- **What you need to do**:
How many lines hold the string "with"? Give only the number.

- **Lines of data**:
· · · · ·

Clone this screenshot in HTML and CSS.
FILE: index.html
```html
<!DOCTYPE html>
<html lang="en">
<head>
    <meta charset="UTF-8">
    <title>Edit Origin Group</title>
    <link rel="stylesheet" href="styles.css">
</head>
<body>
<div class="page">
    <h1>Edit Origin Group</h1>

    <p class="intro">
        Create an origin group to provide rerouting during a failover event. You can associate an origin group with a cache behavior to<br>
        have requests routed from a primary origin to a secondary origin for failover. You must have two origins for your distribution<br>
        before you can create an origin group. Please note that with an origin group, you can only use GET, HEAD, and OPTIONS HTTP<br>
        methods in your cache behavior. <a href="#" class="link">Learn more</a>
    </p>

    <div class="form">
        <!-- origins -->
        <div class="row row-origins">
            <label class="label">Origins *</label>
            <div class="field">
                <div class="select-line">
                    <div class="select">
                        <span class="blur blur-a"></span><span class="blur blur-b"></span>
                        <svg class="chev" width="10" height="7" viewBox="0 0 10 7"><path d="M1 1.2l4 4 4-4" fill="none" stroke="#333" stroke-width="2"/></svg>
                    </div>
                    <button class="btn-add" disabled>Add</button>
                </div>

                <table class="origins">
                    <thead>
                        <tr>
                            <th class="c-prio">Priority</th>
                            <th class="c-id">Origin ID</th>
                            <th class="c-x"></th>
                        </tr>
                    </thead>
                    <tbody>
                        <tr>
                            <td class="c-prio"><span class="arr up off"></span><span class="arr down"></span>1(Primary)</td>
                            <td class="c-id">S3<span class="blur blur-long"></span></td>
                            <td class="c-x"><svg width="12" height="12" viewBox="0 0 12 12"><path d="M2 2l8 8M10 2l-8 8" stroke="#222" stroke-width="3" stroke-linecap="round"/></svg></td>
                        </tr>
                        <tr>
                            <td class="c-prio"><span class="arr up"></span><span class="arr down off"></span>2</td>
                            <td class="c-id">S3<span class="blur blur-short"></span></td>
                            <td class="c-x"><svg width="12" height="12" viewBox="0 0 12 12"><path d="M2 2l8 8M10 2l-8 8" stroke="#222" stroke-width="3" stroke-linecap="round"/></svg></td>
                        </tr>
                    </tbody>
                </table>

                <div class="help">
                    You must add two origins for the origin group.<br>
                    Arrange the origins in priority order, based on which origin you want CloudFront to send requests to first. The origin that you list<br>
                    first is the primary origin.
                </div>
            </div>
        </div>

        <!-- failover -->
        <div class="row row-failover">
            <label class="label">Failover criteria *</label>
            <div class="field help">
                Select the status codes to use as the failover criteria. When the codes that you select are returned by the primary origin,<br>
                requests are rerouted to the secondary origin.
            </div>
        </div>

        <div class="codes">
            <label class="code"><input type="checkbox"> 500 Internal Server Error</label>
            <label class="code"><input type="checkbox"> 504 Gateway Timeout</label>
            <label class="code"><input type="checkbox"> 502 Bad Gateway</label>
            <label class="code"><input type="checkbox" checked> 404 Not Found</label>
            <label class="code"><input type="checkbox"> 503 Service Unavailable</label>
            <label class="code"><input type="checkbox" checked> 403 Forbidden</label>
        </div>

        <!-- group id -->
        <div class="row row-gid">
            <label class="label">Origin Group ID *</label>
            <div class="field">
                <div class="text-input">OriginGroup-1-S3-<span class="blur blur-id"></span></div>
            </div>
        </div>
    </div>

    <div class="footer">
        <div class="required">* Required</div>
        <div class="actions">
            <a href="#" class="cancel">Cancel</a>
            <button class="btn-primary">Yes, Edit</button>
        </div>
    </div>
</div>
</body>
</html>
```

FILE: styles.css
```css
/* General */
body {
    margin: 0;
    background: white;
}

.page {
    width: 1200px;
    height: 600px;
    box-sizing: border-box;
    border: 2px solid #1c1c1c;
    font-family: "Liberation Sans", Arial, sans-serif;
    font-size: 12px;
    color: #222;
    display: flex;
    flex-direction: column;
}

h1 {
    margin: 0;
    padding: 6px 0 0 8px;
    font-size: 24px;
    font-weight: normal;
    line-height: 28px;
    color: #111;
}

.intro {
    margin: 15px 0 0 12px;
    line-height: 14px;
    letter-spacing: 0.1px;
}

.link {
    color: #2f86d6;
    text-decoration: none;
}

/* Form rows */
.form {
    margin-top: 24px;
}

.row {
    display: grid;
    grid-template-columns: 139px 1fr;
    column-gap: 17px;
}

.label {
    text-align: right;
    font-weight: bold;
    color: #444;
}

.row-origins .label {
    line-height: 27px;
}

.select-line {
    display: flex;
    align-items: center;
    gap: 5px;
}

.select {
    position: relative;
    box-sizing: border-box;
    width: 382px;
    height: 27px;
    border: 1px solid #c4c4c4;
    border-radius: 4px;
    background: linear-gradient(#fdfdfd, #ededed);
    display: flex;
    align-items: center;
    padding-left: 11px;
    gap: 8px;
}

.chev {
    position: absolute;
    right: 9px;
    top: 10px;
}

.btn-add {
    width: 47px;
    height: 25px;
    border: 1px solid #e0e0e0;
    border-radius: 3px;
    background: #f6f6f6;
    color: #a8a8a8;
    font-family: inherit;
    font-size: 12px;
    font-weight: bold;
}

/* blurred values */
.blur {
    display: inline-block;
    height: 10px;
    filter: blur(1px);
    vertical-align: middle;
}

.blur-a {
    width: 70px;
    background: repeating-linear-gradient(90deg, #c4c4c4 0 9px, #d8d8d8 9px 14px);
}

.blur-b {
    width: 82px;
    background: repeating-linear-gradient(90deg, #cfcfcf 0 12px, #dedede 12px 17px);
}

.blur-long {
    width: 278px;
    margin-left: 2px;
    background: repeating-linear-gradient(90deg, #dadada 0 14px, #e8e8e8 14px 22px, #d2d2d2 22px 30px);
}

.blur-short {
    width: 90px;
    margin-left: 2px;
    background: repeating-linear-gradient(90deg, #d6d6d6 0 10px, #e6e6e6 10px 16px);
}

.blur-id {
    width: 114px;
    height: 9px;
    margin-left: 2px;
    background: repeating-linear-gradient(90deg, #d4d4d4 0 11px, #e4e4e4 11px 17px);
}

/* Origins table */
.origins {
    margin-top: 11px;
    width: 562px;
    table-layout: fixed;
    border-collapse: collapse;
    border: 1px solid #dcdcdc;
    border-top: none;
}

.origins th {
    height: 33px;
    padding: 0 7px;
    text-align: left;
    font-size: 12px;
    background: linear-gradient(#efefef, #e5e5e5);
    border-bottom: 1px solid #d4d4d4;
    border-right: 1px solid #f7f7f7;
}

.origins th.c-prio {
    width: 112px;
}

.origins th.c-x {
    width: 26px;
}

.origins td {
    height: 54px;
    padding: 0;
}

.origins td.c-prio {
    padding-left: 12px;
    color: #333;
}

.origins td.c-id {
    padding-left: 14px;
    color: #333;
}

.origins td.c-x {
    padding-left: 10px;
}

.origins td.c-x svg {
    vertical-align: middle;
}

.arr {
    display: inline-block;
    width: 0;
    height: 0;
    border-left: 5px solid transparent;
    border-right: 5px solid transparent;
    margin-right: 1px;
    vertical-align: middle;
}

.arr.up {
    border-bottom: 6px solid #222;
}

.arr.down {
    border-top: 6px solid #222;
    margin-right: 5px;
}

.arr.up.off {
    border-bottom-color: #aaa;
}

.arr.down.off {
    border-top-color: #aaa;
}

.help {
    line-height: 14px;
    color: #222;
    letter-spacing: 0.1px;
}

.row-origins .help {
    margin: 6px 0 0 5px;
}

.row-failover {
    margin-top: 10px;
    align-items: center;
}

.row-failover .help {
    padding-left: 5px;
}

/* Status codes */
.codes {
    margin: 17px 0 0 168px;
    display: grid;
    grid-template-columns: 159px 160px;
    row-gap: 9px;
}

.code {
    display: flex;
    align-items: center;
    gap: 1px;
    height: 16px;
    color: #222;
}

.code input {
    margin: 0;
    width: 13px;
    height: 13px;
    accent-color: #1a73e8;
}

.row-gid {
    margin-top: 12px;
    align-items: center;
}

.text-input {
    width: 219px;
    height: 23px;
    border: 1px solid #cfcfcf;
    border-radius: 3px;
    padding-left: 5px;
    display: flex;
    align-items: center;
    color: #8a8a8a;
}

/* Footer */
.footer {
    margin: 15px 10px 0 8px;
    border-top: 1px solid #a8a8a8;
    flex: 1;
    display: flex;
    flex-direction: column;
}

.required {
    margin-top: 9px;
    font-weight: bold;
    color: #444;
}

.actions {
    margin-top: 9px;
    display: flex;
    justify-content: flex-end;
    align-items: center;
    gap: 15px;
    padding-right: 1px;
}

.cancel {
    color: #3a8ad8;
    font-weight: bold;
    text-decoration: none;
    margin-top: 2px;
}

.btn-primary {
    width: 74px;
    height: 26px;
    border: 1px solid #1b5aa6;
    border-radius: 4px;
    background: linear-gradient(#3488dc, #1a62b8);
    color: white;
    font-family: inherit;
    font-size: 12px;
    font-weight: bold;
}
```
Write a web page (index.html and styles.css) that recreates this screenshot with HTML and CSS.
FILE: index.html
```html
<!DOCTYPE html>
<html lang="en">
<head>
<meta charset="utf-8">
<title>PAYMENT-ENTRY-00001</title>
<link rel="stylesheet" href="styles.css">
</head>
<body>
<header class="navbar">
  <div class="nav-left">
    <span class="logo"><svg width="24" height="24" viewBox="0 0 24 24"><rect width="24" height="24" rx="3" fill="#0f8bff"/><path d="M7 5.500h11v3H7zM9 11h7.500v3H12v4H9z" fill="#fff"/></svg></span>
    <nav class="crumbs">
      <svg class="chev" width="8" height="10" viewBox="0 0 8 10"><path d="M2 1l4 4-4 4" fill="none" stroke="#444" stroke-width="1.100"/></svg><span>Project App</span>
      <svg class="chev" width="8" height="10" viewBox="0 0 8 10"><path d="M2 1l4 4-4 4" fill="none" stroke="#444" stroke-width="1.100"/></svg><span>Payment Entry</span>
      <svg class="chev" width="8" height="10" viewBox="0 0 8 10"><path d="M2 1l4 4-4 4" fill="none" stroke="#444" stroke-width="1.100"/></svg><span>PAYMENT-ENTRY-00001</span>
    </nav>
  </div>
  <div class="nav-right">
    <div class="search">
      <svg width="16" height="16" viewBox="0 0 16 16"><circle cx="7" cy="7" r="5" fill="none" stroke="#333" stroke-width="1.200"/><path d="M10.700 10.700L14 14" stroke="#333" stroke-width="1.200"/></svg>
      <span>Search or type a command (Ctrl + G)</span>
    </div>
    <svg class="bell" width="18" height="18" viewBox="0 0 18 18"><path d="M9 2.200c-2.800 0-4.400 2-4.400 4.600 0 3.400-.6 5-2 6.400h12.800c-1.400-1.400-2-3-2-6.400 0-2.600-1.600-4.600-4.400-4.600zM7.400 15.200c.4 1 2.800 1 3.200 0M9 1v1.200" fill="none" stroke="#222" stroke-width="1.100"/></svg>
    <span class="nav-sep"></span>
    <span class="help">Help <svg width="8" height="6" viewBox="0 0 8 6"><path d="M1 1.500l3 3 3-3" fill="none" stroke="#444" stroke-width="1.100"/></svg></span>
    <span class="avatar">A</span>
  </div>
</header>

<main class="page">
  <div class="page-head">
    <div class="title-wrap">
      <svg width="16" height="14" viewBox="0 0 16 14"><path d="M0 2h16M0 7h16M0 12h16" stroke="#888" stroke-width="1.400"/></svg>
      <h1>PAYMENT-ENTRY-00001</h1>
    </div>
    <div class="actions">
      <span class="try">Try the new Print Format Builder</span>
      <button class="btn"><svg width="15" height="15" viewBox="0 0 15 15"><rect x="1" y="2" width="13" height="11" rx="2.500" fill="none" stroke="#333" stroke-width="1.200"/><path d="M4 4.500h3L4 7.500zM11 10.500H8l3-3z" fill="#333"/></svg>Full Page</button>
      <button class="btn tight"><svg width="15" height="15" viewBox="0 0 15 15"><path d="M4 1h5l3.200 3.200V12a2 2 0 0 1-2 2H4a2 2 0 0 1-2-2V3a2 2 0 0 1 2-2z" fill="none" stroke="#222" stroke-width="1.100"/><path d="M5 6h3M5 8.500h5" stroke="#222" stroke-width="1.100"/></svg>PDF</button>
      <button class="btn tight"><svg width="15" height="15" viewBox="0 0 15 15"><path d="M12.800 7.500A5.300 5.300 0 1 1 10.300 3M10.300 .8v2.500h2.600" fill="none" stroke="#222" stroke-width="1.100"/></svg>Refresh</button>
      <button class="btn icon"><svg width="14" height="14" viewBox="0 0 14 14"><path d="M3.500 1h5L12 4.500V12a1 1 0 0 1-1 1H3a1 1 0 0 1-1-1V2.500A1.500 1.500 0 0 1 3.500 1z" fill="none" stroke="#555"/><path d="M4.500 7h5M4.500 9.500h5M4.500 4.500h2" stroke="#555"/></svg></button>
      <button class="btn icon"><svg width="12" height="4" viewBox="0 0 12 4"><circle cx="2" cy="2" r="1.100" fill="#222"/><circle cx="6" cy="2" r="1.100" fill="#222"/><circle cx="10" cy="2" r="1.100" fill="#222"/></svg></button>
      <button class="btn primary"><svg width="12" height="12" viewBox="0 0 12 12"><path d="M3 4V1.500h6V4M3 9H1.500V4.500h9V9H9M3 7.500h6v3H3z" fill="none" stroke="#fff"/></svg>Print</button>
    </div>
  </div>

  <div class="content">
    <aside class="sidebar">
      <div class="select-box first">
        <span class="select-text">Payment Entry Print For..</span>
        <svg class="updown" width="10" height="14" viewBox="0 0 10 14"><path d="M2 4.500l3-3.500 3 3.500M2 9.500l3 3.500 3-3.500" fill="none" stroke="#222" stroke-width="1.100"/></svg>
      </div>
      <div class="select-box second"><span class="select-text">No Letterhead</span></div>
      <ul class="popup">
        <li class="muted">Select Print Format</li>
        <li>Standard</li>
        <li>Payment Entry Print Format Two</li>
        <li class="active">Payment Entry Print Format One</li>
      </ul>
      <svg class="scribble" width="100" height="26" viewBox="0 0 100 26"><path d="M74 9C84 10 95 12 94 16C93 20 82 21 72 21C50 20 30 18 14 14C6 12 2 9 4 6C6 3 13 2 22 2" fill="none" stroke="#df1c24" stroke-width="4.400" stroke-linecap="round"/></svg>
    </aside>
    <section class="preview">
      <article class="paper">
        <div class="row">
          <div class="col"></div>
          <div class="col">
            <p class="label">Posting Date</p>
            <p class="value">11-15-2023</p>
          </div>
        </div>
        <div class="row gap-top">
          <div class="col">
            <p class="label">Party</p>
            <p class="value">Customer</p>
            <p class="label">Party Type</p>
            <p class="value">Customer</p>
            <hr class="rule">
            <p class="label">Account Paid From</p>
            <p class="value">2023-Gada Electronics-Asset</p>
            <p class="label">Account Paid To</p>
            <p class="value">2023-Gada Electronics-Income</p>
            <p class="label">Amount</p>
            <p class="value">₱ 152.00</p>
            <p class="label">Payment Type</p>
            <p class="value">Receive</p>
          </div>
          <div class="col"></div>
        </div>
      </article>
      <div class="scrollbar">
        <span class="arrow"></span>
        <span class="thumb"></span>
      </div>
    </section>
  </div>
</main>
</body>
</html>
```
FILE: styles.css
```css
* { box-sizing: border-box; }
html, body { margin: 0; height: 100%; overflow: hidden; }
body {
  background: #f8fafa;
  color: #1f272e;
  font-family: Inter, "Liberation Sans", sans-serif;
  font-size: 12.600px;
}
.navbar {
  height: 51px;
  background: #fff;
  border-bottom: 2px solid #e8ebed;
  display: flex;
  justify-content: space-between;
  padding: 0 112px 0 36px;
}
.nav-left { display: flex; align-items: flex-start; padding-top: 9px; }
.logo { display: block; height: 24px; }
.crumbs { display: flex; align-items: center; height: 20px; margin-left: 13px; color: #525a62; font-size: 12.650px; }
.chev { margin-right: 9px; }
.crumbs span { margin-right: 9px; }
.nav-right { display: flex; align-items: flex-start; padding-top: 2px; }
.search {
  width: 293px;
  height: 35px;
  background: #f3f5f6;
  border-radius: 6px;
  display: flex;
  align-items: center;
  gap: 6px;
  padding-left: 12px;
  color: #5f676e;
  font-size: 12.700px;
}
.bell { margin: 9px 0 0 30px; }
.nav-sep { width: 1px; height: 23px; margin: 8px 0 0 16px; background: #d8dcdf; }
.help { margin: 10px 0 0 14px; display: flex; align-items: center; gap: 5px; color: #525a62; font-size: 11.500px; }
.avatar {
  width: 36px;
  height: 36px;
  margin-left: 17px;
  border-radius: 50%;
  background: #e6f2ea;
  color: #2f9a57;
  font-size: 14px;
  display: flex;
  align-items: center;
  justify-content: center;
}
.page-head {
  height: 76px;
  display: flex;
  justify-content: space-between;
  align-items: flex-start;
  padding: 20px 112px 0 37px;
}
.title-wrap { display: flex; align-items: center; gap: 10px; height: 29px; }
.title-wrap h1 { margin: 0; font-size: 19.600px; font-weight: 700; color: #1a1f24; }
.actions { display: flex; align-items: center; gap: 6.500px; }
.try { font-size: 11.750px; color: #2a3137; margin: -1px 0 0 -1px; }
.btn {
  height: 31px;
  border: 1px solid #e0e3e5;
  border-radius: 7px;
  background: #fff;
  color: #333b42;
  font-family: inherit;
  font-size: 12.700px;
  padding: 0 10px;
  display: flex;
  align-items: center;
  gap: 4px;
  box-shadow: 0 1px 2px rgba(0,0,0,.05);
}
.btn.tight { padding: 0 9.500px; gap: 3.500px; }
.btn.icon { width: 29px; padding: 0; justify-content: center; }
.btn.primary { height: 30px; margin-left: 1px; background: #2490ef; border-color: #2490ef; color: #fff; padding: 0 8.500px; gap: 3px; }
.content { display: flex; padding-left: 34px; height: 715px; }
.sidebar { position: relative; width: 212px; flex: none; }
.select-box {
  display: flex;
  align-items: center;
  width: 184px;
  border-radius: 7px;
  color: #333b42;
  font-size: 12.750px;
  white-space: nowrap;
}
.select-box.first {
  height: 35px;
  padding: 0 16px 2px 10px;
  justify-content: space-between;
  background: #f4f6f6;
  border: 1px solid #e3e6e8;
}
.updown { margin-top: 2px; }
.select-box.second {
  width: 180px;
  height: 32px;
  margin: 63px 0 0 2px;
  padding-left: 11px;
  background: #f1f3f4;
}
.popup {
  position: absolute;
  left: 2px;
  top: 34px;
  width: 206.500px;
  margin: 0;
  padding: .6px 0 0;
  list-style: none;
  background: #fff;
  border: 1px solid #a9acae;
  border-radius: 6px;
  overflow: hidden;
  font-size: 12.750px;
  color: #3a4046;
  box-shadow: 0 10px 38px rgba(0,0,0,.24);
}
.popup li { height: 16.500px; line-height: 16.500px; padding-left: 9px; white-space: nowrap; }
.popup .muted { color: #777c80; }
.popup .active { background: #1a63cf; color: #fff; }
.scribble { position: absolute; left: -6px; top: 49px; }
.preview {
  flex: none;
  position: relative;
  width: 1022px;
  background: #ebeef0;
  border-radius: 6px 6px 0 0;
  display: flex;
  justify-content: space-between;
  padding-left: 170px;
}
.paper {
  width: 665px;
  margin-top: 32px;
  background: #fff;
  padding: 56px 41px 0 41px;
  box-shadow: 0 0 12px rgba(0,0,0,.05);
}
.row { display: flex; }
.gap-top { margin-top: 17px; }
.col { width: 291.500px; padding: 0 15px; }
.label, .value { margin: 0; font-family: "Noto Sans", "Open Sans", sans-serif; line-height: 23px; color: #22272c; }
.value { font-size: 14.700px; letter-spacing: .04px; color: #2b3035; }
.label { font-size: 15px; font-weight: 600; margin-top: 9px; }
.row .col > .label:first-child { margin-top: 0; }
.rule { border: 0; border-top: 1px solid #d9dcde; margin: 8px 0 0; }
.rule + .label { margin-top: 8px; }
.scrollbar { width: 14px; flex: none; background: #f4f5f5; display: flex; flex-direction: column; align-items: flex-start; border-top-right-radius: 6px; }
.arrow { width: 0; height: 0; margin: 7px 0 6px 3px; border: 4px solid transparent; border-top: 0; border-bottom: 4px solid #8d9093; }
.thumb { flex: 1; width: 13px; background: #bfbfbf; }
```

· · · · ·

- **Reply to the task**:
3